--- start RECORDS SUPPLIED ---
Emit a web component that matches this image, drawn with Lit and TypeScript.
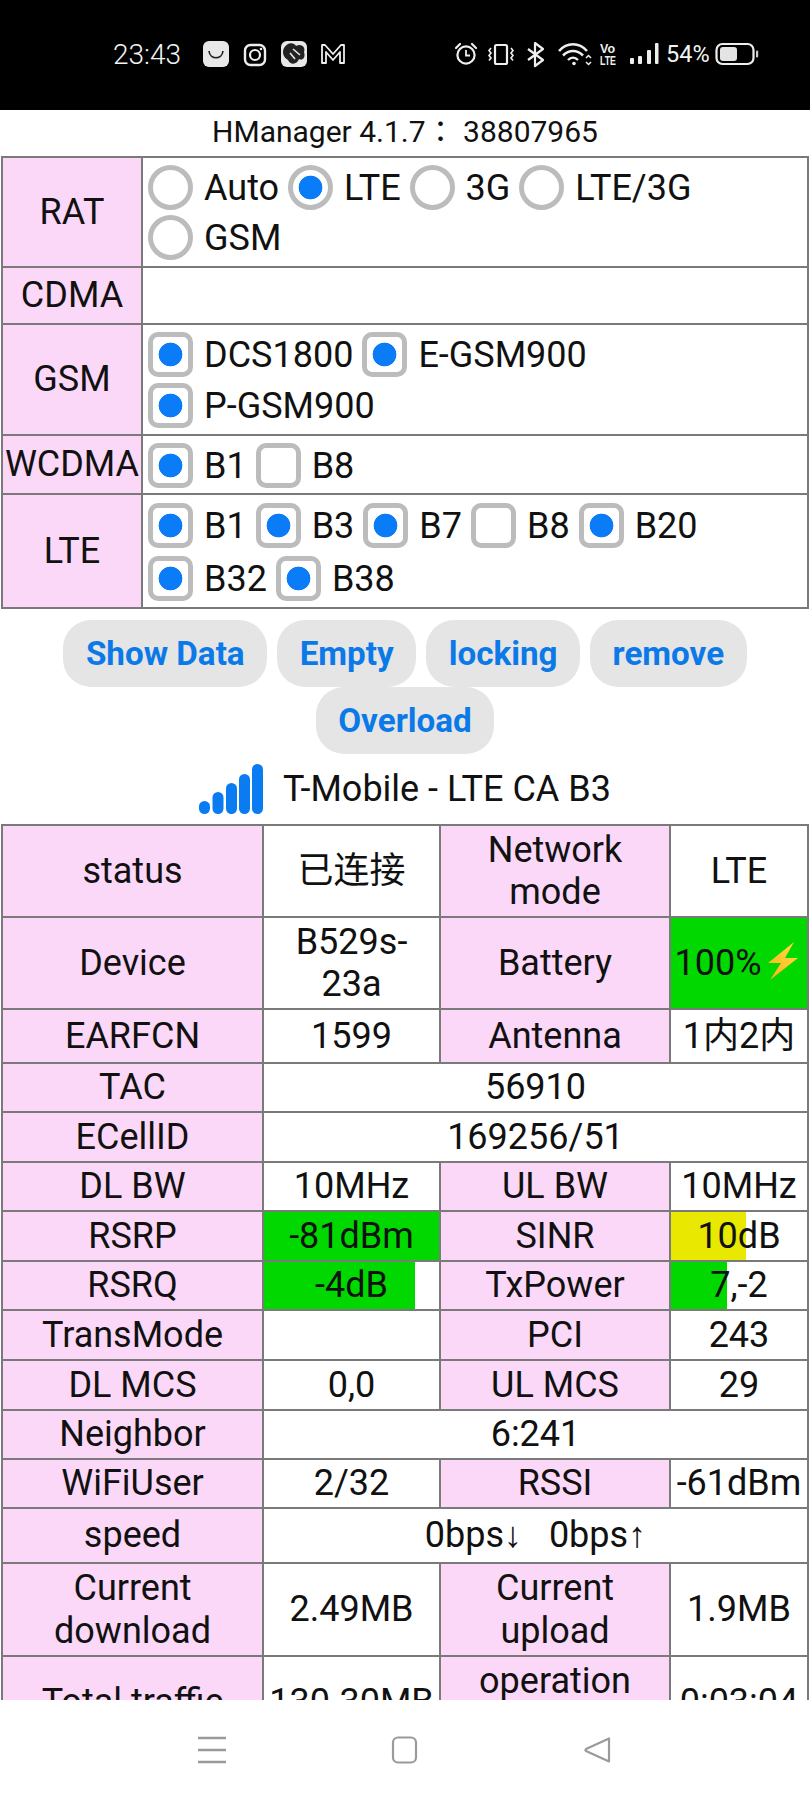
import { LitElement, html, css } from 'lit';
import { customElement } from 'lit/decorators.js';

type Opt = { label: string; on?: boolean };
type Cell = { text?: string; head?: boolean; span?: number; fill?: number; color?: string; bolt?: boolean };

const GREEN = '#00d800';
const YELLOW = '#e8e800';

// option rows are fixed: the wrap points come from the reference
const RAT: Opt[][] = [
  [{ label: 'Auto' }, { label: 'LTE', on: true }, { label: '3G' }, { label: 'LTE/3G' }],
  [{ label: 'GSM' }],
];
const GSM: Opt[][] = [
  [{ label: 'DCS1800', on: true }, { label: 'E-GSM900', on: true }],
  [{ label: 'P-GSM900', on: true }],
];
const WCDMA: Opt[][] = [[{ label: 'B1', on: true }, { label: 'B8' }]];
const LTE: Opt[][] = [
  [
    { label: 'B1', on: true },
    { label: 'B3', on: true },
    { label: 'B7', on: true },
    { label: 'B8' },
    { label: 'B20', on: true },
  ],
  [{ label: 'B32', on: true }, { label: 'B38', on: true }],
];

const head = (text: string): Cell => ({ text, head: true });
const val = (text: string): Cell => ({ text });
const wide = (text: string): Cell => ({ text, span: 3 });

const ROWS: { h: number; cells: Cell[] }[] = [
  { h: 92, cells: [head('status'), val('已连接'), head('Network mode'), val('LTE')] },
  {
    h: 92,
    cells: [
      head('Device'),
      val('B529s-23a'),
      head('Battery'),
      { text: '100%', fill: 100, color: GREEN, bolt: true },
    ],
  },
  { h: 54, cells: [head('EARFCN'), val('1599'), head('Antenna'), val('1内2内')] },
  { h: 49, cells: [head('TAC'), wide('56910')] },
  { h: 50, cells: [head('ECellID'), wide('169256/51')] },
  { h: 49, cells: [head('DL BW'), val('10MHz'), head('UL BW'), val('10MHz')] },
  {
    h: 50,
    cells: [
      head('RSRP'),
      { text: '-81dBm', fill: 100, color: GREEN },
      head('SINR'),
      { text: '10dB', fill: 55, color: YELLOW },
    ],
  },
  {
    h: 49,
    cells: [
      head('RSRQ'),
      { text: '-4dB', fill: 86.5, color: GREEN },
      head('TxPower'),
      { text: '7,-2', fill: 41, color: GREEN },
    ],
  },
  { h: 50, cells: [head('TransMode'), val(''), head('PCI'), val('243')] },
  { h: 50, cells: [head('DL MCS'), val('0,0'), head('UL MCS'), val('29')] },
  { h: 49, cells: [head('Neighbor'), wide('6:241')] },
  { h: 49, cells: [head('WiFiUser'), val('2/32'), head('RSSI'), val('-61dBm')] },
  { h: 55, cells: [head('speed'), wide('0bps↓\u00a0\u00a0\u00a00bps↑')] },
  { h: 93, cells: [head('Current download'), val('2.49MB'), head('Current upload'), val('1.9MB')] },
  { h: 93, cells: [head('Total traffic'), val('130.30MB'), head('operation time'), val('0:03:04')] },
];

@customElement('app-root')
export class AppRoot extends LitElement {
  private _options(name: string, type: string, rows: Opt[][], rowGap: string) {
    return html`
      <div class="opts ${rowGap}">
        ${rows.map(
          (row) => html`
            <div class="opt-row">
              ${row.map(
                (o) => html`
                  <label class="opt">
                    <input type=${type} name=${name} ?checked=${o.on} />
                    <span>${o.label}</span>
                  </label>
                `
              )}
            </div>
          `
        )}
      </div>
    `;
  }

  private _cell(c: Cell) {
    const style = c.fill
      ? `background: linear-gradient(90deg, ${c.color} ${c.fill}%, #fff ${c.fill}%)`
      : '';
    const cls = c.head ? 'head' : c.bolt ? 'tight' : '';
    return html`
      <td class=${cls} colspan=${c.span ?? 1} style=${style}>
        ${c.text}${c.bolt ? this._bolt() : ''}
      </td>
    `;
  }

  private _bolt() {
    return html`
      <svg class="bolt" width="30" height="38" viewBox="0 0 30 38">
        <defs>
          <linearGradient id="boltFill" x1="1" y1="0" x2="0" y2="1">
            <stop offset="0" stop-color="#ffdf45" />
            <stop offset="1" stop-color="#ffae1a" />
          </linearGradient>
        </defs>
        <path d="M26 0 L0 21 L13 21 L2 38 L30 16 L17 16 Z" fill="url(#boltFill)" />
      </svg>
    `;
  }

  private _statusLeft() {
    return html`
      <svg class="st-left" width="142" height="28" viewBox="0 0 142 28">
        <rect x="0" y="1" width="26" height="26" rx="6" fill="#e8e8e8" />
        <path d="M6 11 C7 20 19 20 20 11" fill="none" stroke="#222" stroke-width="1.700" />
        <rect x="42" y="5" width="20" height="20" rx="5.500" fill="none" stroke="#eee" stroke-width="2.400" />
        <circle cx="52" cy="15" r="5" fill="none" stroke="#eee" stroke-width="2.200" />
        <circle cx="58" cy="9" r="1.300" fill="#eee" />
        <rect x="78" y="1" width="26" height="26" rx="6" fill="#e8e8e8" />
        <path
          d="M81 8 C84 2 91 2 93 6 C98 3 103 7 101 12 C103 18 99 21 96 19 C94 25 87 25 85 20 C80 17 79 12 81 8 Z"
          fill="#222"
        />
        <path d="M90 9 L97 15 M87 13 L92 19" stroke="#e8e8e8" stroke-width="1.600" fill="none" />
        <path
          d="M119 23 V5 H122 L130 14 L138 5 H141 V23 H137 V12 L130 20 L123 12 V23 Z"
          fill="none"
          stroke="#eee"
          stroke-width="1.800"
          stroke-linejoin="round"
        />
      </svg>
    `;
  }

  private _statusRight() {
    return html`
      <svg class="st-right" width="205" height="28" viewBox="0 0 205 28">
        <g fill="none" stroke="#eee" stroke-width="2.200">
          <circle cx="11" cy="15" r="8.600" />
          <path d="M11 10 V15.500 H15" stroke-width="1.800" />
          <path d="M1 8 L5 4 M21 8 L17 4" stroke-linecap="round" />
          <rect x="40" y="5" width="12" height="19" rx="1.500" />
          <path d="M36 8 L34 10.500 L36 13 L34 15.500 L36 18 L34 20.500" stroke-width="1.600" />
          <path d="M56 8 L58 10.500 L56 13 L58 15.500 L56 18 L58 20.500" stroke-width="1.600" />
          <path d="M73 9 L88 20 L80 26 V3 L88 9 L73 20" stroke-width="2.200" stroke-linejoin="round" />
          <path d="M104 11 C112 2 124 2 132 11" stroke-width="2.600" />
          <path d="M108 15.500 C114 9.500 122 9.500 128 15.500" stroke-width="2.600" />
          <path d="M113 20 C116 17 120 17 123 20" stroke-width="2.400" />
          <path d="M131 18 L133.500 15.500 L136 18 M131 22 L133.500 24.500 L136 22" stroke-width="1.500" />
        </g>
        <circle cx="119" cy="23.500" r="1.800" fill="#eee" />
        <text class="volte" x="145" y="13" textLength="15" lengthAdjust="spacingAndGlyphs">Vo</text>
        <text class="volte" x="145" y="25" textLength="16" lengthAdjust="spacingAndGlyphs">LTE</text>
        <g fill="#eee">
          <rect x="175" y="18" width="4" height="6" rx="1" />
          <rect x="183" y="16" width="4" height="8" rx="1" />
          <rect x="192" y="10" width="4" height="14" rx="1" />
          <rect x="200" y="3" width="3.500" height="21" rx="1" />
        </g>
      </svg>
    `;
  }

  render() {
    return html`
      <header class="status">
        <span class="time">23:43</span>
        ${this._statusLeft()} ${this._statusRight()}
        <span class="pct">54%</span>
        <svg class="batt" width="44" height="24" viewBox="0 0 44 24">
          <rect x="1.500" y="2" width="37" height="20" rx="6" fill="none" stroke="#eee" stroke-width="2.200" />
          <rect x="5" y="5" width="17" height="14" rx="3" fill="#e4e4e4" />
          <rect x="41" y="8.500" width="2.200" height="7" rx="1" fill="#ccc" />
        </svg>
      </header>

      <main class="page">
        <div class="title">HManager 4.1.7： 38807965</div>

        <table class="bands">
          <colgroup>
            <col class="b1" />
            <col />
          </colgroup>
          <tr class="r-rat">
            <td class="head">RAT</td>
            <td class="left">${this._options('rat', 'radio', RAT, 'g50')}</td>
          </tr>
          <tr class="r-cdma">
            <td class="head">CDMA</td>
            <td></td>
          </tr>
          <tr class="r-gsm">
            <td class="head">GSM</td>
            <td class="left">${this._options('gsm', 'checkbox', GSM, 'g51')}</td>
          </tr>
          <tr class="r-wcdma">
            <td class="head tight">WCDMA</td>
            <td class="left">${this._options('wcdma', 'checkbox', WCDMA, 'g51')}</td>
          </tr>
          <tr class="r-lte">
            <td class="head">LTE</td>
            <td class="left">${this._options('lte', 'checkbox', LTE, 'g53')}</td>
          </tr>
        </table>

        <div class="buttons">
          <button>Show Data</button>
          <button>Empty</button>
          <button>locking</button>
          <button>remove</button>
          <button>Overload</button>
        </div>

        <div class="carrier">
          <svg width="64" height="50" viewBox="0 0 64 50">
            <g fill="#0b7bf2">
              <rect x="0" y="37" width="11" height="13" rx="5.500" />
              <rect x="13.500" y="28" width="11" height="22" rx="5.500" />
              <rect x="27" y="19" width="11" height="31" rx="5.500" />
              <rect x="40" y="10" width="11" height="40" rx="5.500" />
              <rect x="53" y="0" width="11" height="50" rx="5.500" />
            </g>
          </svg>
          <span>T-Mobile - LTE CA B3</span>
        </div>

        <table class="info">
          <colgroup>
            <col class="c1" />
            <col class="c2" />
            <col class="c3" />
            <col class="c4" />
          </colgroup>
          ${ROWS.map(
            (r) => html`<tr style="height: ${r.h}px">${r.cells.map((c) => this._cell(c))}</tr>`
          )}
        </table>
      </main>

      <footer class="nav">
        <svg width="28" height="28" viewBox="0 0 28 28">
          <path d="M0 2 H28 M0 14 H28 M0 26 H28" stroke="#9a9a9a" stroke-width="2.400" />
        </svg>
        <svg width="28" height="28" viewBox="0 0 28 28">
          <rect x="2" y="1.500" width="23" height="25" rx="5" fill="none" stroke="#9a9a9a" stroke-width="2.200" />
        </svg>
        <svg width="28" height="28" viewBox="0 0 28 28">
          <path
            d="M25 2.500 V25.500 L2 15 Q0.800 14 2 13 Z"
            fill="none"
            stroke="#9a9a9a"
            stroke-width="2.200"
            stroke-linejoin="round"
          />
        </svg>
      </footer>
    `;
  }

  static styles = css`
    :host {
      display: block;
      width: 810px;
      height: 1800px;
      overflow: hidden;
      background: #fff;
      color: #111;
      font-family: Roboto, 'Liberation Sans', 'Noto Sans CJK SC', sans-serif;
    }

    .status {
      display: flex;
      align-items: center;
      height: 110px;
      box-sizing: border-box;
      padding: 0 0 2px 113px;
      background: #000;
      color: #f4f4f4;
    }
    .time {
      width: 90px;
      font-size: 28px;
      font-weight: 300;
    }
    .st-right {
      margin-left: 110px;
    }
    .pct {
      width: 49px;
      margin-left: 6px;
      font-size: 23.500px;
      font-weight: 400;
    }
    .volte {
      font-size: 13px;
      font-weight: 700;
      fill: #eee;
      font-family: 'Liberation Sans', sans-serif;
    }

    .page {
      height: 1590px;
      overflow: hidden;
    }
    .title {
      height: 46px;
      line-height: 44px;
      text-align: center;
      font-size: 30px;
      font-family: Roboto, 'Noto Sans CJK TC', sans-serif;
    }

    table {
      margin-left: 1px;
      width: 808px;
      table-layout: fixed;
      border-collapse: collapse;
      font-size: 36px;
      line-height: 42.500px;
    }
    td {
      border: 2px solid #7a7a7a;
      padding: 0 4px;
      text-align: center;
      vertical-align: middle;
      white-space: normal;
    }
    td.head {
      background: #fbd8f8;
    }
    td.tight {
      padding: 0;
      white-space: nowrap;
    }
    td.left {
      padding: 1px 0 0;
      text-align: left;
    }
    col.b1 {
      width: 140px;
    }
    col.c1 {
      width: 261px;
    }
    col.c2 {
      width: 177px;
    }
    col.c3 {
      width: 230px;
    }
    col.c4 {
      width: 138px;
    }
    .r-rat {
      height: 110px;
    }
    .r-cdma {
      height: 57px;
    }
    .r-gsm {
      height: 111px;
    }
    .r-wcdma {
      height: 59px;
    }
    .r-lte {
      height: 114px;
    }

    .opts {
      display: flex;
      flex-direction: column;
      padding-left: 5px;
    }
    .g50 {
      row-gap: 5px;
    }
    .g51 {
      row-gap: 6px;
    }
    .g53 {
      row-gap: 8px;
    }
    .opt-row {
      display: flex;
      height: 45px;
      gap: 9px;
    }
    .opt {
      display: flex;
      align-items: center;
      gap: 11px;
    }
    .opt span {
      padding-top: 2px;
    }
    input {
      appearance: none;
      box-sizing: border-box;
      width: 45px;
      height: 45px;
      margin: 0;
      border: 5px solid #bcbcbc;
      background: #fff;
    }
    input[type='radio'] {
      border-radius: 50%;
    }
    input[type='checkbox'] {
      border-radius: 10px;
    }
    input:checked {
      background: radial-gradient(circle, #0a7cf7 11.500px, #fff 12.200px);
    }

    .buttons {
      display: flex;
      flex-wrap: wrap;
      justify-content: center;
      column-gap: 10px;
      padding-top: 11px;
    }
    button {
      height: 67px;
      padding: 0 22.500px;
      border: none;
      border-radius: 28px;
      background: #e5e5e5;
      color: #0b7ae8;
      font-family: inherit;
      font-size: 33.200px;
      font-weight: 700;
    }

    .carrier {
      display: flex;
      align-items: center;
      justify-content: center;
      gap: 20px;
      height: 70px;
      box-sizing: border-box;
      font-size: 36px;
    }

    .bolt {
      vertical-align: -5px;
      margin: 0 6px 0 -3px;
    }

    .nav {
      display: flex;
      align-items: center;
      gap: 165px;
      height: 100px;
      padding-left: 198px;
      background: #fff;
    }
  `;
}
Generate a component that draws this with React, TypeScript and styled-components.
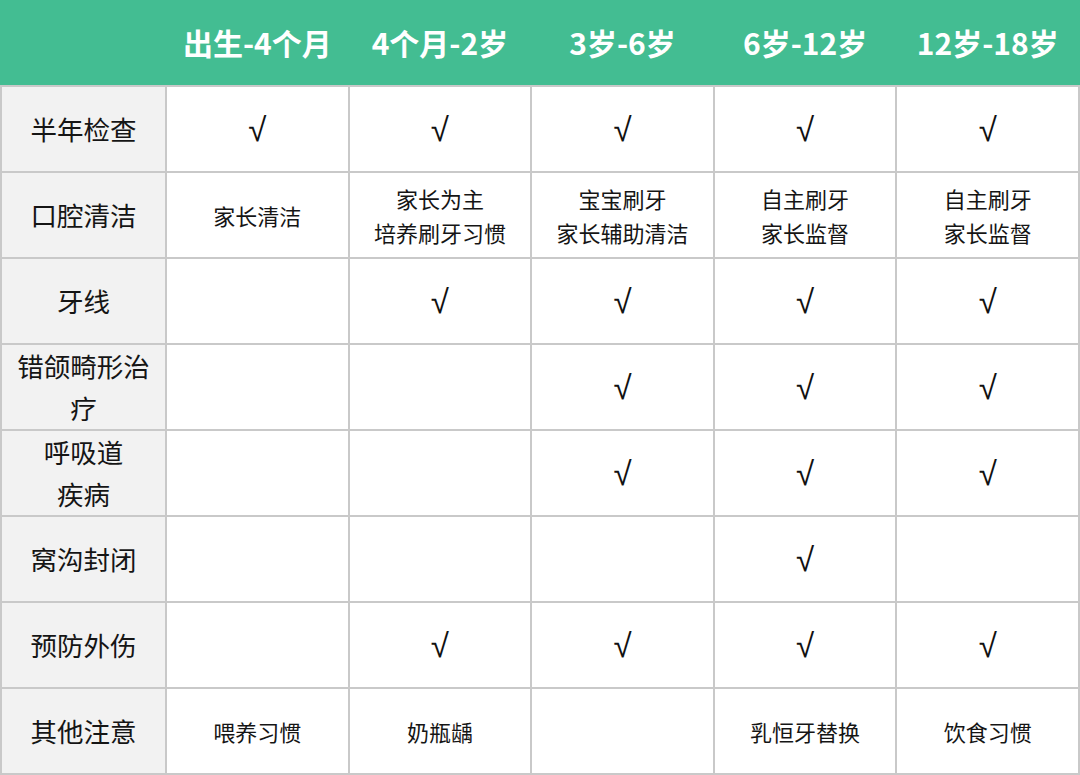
--- end RECORDS SUPPLIED ---
__OBJECTIVE__
Set down again, exactly, the lines of the material above from its first line to the one with "const wide = (text: string): Cell", inclusive. Leave the pictures out.

__ANSWER FOR THE TASK__
Emit a web component that matches this image, drawn with Lit and TypeScript.
import { LitElement, html, css } from 'lit';
import { customElement } from 'lit/decorators.js';

type Opt = { label: string; on?: boolean };
type Cell = { text?: string; head?: boolean; span?: number; fill?: number; color?: string; bolt?: boolean };

const GREEN = '#00d800';
const YELLOW = '#e8e800';

// option rows are fixed: the wrap points come from the reference
const RAT: Opt[][] = [
  [{ label: 'Auto' }, { label: 'LTE', on: true }, { label: '3G' }, { label: 'LTE/3G' }],
  [{ label: 'GSM' }],
];
const GSM: Opt[][] = [
  [{ label: 'DCS1800', on: true }, { label: 'E-GSM900', on: true }],
  [{ label: 'P-GSM900', on: true }],
];
const WCDMA: Opt[][] = [[{ label: 'B1', on: true }, { label: 'B8' }]];
const LTE: Opt[][] = [
  [
    { label: 'B1', on: true },
    { label: 'B3', on: true },
    { label: 'B7', on: true },
    { label: 'B8' },
    { label: 'B20', on: true },
  ],
  [{ label: 'B32', on: true }, { label: 'B38', on: true }],
];

const head = (text: string): Cell => ({ text, head: true });
const val = (text: string): Cell => ({ text });
const wide = (text: string): Cell => ({ text, span: 3 });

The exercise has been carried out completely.